High fashion doesn’t have the same sort of relationship in place. High fashion, in many ways, is very separatist. Through the high price tags and the star studded fashion shows they don’t just sell clothes. They sell exclusivity. The lack of diversity when it comes to who these brands have model their lines ultimately sends a message that certain people do not belong within that brand. It is not about selling the consumer what they want, but it’s more about selling the consumer what someone else can’t have.
These tactics and messages need to be taken out of the fashion narrative. Diverse models need to be seen representing major high fashion brands both in magazines and on the runways. Constructs of the “practicality” that Tom Ford argues need to be torn down.

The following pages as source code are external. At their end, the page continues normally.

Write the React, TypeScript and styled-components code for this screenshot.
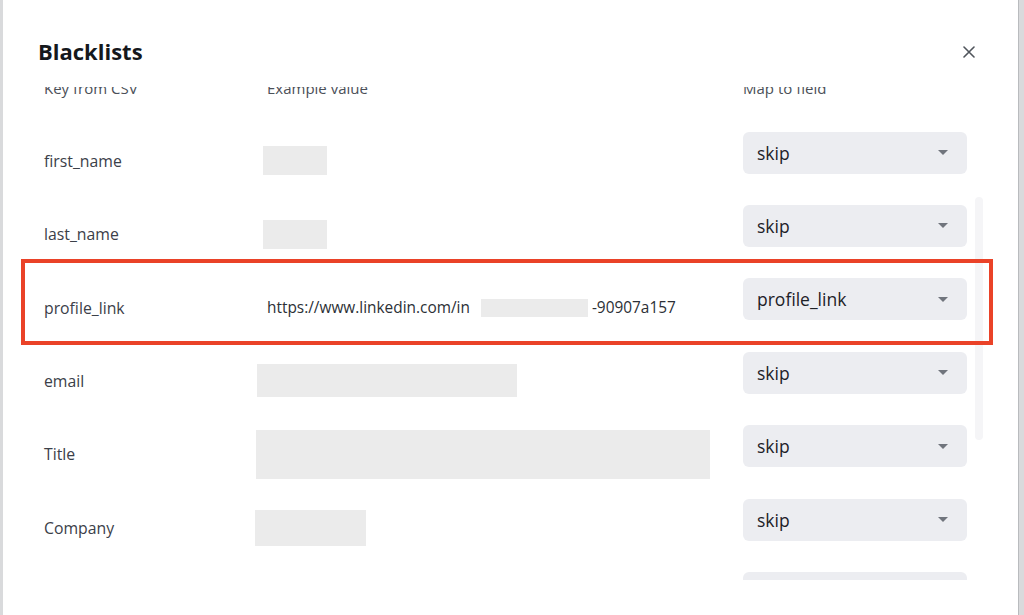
import React, { useLayoutEffect, useRef } from 'react'
import styled, { createGlobalStyle } from 'styled-components'

const GlobalStyle = createGlobalStyle`
  html, body {
    margin: 0;
    height: 100%;
    overflow: hidden;
  }
  body {
    background: #d9dadc;
    font-family: 'Open Sans', 'Noto Sans', sans-serif;
  }
`

const Backdrop = styled.div`
  height: 615px;
  display: flex;
  padding: 0 6px 0 3px;
`

const Modal = styled.div`
  position: relative;
  flex: 1;
  background: #ffffff;
  display: flex;
  flex-direction: column;
  box-shadow: 1px 0 0 #b9bbbe;
`

const Header = styled.div`
  display: flex;
  align-items: center;
  justify-content: space-between;
  padding: 36px 43px 21px 35px;
`

const Title = styled.h1`
  margin: 0;
  font-size: 22px;
  line-height: 30px;
  font-weight: 700;
  color: #15181c;
`

const CloseButton = styled.button`
  border: 0;
  background: none;
  padding: 0;
  margin-top: 1px;
  width: 12px;
  height: 12px;
  display: flex;
  cursor: pointer;
`

const Body = styled.div`
  height: 493px;
  overflow: hidden;
  padding: 0 51px 0 41px;
`

const Table = styled.div`
  display: grid;
  grid-template-columns: 223px 476px 224px;
`

const HeadCell = styled.div`
  height: 48.6px;
  padding-top: 2px;
  box-sizing: border-box;
  font-size: 15px;
  line-height: 22px;
  color: #4b5058;
`

const Cell = styled.div`
  height: 73.4px;
  display: flex;
  align-items: center;
  padding-top: 1px;
  box-sizing: border-box;
  font-size: 15.8px;
  color: #3b4049;
`

const ValueCell = styled(Cell)`
  font-size: 15.4px;
  color: #2c3036;
`

const SelectCell = styled.div`
  height: 73.4px;
  padding-top: 8px;
  box-sizing: border-box;
`

const Select = styled.div`
  height: 42px;
  border-radius: 6px;
  background: #ecedf1;
  display: flex;
  align-items: center;
  justify-content: space-between;
  padding: 0 19px 0 14px;
  font-size: 17.5px;
  color: #1d2127;
`

const Caret = styled.span`
  width: 0;
  height: 0;
  border-left: 5.5px solid transparent;
  border-right: 5.5px solid transparent;
  border-top: 5.5px solid #70757d;
`

const Redacted = styled.span<{ $w: number; $h: number; $shift: number }>`
  display: inline-block;
  width: ${p => p.$w}px;
  height: ${p => p.$h}px;
  margin-left: ${p => p.$shift}px;
  background: #ebebeb;
`

const InlineRedacted = styled.span`
  display: inline-block;
  width: 107px;
  height: 18px;
  margin: 0 4px 0 11px;
  background: #ebebeb;
`

const Highlight = styled.div`
  position: absolute;
  left: 18px;
  top: 259px;
  width: 972px;
  height: 86px;
  box-sizing: border-box;
  border: 4px solid #ea4228;
  pointer-events: none;
`

const ScrollThumb = styled.div`
  position: absolute;
  left: 972px;
  top: 197px;
  width: 8px;
  height: 243px;
  border-radius: 4px;
  background: #f5f5f7;
`

type Row = {
  key: string
  field: string
  value?: React.ReactNode
}

const rows: Row[] = [
  { key: 'first_name', field: 'skip', value: <Redacted $w={64} $h={29} $shift={-4} /> },
  { key: 'last_name', field: 'skip', value: <Redacted $w={64} $h={29} $shift={-4} /> },
  {
    key: 'profile_link',
    field: 'profile_link',
    value: (
      <>
        https://www.linkedin.com/in
        <InlineRedacted />
        -90907a157
      </>
    )
  },
  { key: 'email', field: 'skip', value: <Redacted $w={260} $h={33} $shift={-10} /> },
  { key: 'Title', field: 'skip', value: <Redacted $w={454} $h={49} $shift={-11} /> },
  { key: 'Company', field: 'skip', value: <Redacted $w={111} $h={36} $shift={-12} /> },
  { key: 'Location', field: 'skip', value: <Redacted $w={140} $h={29} $shift={-10} /> },
  { key: 'Industry', field: 'skip', value: <Redacted $w={120} $h={29} $shift={-10} /> }
]

export default function App () {
  const bodyRef = useRef<HTMLDivElement>(null)

  useLayoutEffect(() => {
    if (bodyRef.current) bodyRef.current.scrollTop = 12
  }, [])

  return (
    <>
      <GlobalStyle />
      <Backdrop>
        <Modal>
          <Header>
            <Title>Blacklists</Title>
            <CloseButton aria-label='Close'>
              <svg width='12' height='12' viewBox='0 0 12 12'>
                <path d='M1 1L11 11M11 1L1 11' stroke='#50555c' strokeWidth='1.6' strokeLinecap='round' />
              </svg>
            </CloseButton>
          </Header>
          <Body ref={bodyRef}>
            <Table>
              <HeadCell>Key from CSV</HeadCell>
              <HeadCell>Example value</HeadCell>
              <HeadCell>Map to field</HeadCell>
              {rows.map(row => (
                <React.Fragment key={row.key}>
                  <Cell>{row.key}</Cell>
                  <ValueCell>{row.value}</ValueCell>
                  <SelectCell>
                    <Select>
                      {row.field}
                      <Caret />
                    </Select>
                  </SelectCell>
                </React.Fragment>
              ))}
            </Table>
          </Body>
          <ScrollThumb />
          <Highlight />
        </Modal>
      </Backdrop>
    </>
  )
}
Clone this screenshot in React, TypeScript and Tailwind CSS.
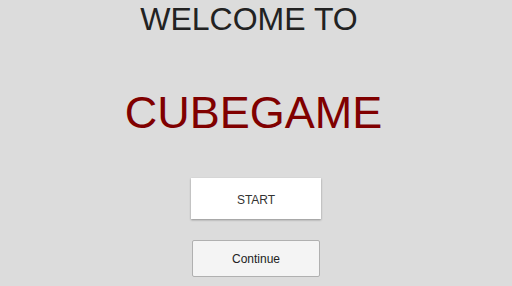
export default function App() {
  return (
    <div className="w-[512px] h-[286px] bg-[#dcdcdc] overflow-hidden flex flex-col items-center" style={{ fontFamily: '"Liberation Sans", Arial, sans-serif' }}>
      <div className="mt-[3px] text-[32px] leading-none text-[#222222] mr-[14px]">WELCOME TO</div>
      <div className="mt-[55px] text-[45px] leading-none text-[#800000] mr-[5px]">CUBEGAME</div>
      <button className="mt-[43px] w-[130px] h-[41px] pt-[2px] bg-white text-[12px] text-[#333333] shadow-[0_1px_2px_rgba(0,0,0,0.35)]">START</button>
      <button className="mt-[21px] w-[128px] h-[37px] pt-[1px] bg-[#f4f4f4] border border-[#b0b0b0] rounded-[2px] text-[12px] text-[#222222]">Continue</button>
    </div>
  );
}
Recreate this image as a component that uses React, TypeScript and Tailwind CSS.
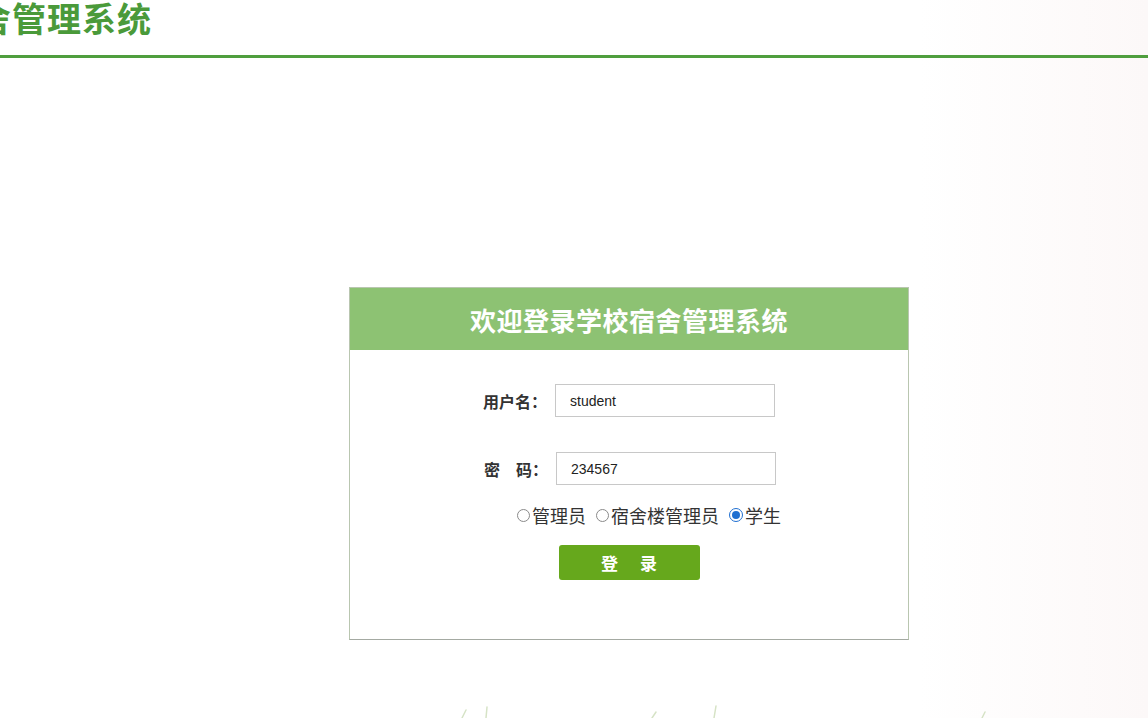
import { useState } from 'react';

const ROLES = ['管理员', '宿舍楼管理员', '学生'];

const Radio = ({ checked }: { checked: boolean }) =>
    checked ? (
        <span className="w-[14px] h-[14px] rounded-full border border-[#1f6fd1] flex items-center justify-center bg-white shrink-0">
            <span className="w-[8px] h-[8px] rounded-full bg-[#1f6fd1]" />
        </span>
    ) : (
        <span className="w-[13px] h-[13px] rounded-full border border-[#8a8a8a] bg-white shrink-0" />
    );

export default function App() {
    const [role, setRole] = useState(2);

    return (
        <div
            className="w-[1148px] h-[718px] overflow-hidden bg-gradient-to-r from-white via-white via-80% to-[#fcf8f8] flex flex-col"
            style={{ fontFamily: '"Noto Sans CJK SC", "Noto Sans", sans-serif' }}
        >
            {/* page header */}
            <div className="h-[58px] border-b-[3px] border-[#4f9e3e] overflow-hidden shrink-0">
                <h1 className="ml-[-128px] mt-[-1px] text-[34px] leading-[38px] font-bold text-[#4a9a3a] tracking-[1px] whitespace-nowrap">
                    学校宿舍管理系统
                </h1>
            </div>

            {/* login card */}
            <div className="ml-[349px] mt-[229px] w-[560px] border border-[#b9c6b0] border-b-[#a4aaa2] bg-white">
                <div className="h-[62px] bg-[#8dc273] flex items-center justify-center">
                    <h2 className="text-[26px] font-bold text-white tracking-[0.5px]">欢迎登录学校宿舍管理系统</h2>
                </div>

                <div className="h-[289px] flex flex-col items-center pt-[34px]">
                    <div className="flex items-center gap-[8px]">
                        <label className="w-[64px] text-right text-[16px] font-bold text-[#333]">用户名：</label>
                        <input
                            defaultValue="student"
                            className="w-[220px] h-[33px] border border-[#c8c8c8] px-[14px] text-[14px] text-[#222] outline-none"
                            style={{ fontFamily: '"Liberation Sans", Arial, sans-serif' }}
                        />
                    </div>

                    <div className="flex items-center gap-[8px] mt-[35px] ml-[2px]">
                        <label className="w-[64px] flex justify-between text-[16px] font-bold text-[#333]">
                            <span>密</span>
                            <span>码：</span>
                        </label>
                        <input
                            defaultValue="234567"
                            className="w-[220px] h-[33px] border border-[#c8c8c8] px-[14px] text-[14px] text-[#222] outline-none"
                            style={{ fontFamily: '"Liberation Sans", Arial, sans-serif' }}
                        />
                    </div>

                    <div className="flex items-center gap-[10px] mt-[17px] ml-[40px] text-[18px] leading-[26px] text-[#333]">
                        {ROLES.map((r, i) => (
                            <button key={r} onClick={() => setRole(i)} className="flex items-center gap-[2px]">
                                <Radio checked={role === i} />
                                <span>{r}</span>
                            </button>
                        ))}
                    </div>

                    <button className="mt-[17px] w-[141px] h-[35px] rounded-[3px] bg-[#66a81c] text-white text-[17px] font-bold tracking-[22px] pl-[22px]">
                        登录
                    </button>
                </div>
            </div>

            {/* faint grass at the bottom */}
            <svg className="mt-auto shrink-0" width="1148" height="14" viewBox="0 0 1148 14">
                <g stroke="#d6e3c6" strokeWidth="1.5" fill="none" strokeLinecap="round">
                    <path d="M462 14 L466 6" />
                    <path d="M486 14 L487 3" />
                    <path d="M652 14 L656 8" />
                    <path d="M714 14 L716 2" />
                    <path d="M982 14 L985 8" />
                </g>
            </svg>
        </div>
    );
}
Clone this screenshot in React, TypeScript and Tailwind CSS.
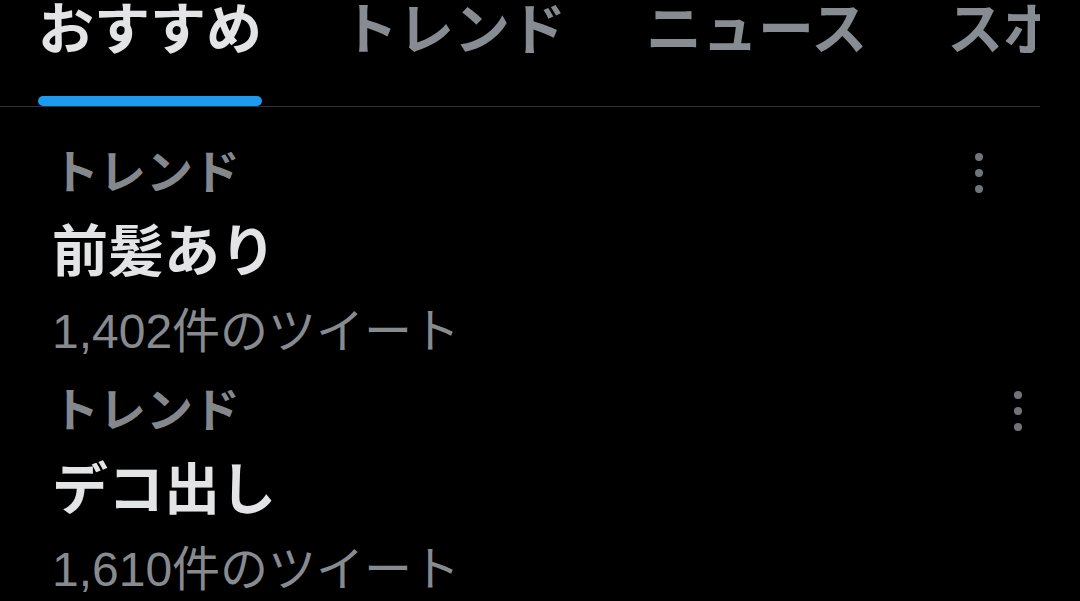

As consumers, we need to be mindful of the messages brands are sending and the kind of moral codes they are portraying when they decide who can represent them.
The modeling industry is one that is stuck in the past and slowly being dragged into the present by our current culture. If the industry can let go of its standards of beauty and treat models with the respect they deserve, it could be a wonderful means to represent the wide expanse of beauty there is to behold.